Walter Frank/Jennifer Belodeau
IMS Investor Relations
hillcrest@imsinvestorrelations.com
+1 203-972-9200

Public Relations
Scott Worden
sworden@lambert.com
+1 313.309.9500

Hillcrest Closes Previously Announced Non-Brokered Private Placement

NEITHER THE CANADIAN SECURITIES EXCHANGE NOR ITS REGULATION SERVICES PROVIDER HAS REVIEWED OR ACCEPT RESPONSIBILITY FOR THE ADEQUACY OR ACCURACY OF THIS RELEASE.

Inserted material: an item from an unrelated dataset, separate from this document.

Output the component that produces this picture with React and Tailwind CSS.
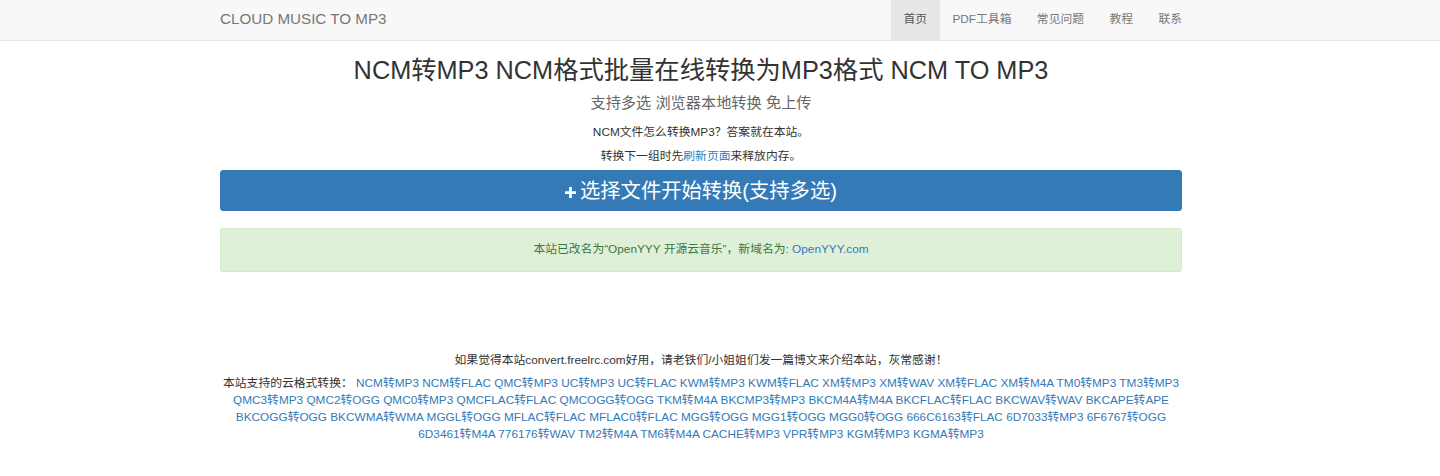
const navItems = ['PDF工具箱', '常见问题', '教程', '联系'];

const formats = [
  ['NCM转MP3', 'NCM转FLAC', 'QMC转MP3', 'UC转MP3', 'UC转FLAC', 'KWM转MP3', 'KWM转FLAC', 'XM转MP3', 'XM转WAV', 'XM转FLAC', 'XM转M4A', 'TM0转MP3', 'TM3转MP3'],
  ['QMC3转MP3', 'QMC2转OGG', 'QMC0转MP3', 'QMCFLAC转FLAC', 'QMCOGG转OGG', 'TKM转M4A', 'BKCMP3转MP3', 'BKCM4A转M4A', 'BKCFLAC转FLAC', 'BKCWAV转WAV', 'BKCAPE转APE'],
  ['BKCOGG转OGG', 'BKCWMA转WMA', 'MGGL转OGG', 'MFLAC转FLAC', 'MFLAC0转FLAC', 'MGG转OGG', 'MGG1转OGG', 'MGG0转OGG', '666C6163转FLAC', '6D7033转MP3', '6F6767转OGG'],
  ['6D3461转M4A', '776176转WAV', 'TM2转M4A', 'TM6转M4A', 'CACHE转MP3', 'VPR转MP3', 'KGM转MP3', 'KGMA转MP3'],
];

export default function App() {
  return (
    <div className="min-h-[476px] bg-white text-[11.8px] text-[#333] font-['Liberation_Sans','Noto_Sans_CJK_SC',sans-serif]">
      {/* Navbar */}
      <nav className="h-[41px] bg-[#f8f8f8] border-b border-[#e7e7e7]">
        <div className="w-[962px] ml-[220px] flex items-center justify-between">
          <a className="text-[15.2px] leading-[38px] h-[40px] text-[#777]">CLOUD MUSIC TO MP3</a>
          <ul className="flex text-[11.8px] text-[#777] -mr-[12.7px]">
            <li className="h-[40px] px-[12.7px] leading-[38px] bg-[#e7e7e7] text-[#555]">首页</li>
            {navItems.map((item) => (
              <li key={item} className="h-[40px] px-[12.7px] leading-[38px]">{item}</li>
            ))}
          </ul>
        </div>
      </nav>

      <main className="w-[962px] ml-[220px] text-center">
        <h1 className="mt-[10px] text-[25.3px] leading-[38px] font-normal">NCM转MP3 NCM格式批量在线转换为MP3格式 NCM TO MP3</h1>
        <h2 className="mt-[3px] text-[15.2px] leading-[22px] font-normal text-[#666]">支持多选 浏览器本地转换 免上传</h2>
        <p className="mt-[10px] leading-[17px]">NCM文件怎么转换MP3？答案就在本站。</p>
        <p className="mt-[7px] leading-[17px]">转换下一组时先<a className="text-[#337ab7]">刷新页面</a>来释放内存。</p>

        <button className="mt-[5px] w-full h-[41px] rounded-[3px] bg-[#337ab7] border border-[#337ab7] text-white text-[20.3px] leading-[28px] flex items-center justify-center">
          <svg viewBox="0 0 12 12" className="w-[11px] h-[11px] mt-[3px] mr-[4px] fill-white">
            <path d="M4.5 0h3v4.5H12v3H7.5V12h-3V7.5H0v-3h4.5z" />
          </svg>
          选择文件开始转换(支持多选)
        </button>

        <div className="mt-[17px] h-[44px] flex items-center justify-center rounded-[3px] bg-[#dff0d8] border border-[#d6e9c6] text-[#3c763d]">
          本站已改名为“OpenYYY 开源云音乐”，新域名为:&nbsp;<a className="text-[#337ab7]">OpenYYY.com</a>
        </div>

        <p className="mt-[80px] leading-[17px]">如果觉得本站convert.freelrc.com好用，请老铁们/小姐姐们发一篇博文来介绍本站，灰常感谢！</p>
        <div className="mt-[6px] leading-[17px]">
          {formats.map((line, i) => (
            <div key={i}>
              {i === 0 && <span>本站支持的云格式转换：&nbsp;</span>}
              {line.map((f, j) => (
                <a key={f} className="text-[#337ab7]">{j > 0 ? ' ' : ''}{f}</a>
              ))}
            </div>
          ))}
        </div>
      </main>
    </div>
  );
}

Cautionary Statement Regarding “Forward-Looking” Information

Some of the statements contained in this news release are forward-looking statements and information within the meaning of applicable securities laws. Forward-looking statements and information can be identified by the use of words such as “expects”, “intends”, “is expected”, “potential”, “suggests” or variations of such words or phrases, or statements that certain actions, events or results “may”, “could”, “should”, “would”, “might” or “will” be taken, occur or be achieved.  This forward-looking information is provided as of the date of this news release.  The forward-looking information reflects our current expectations and assumptions and is subject to a number of known and unknown risks, uncertainties and other factors, which may cause actual results, performance, or achievements to be materially different from any anticipated future results, performance or expectations expressed or implied by the forward-looking information.   No assurance can be given that these assumptions will prove correct. Forward-looking statements and information are not historical facts and are subject to a number of risks and uncertainties beyond the Company’s control. Investors are advised to consider the risk factors under the heading “Risks and Uncertainties” in the Company’s MD&A for the year ended December 31, 2021, available at www.sedar.com for a discussion of the factors that could cause the Company’s actual results, performance and achievements to be materially different from any anticipated future results, performance, or achievements expressed or implied by the forward-looking information. Accordingly, readers should not place undue reliance on forward-looking statements. The Company undertakes no obligation to update publicly or otherwise revise any forward-looking statements, except as may be required by law.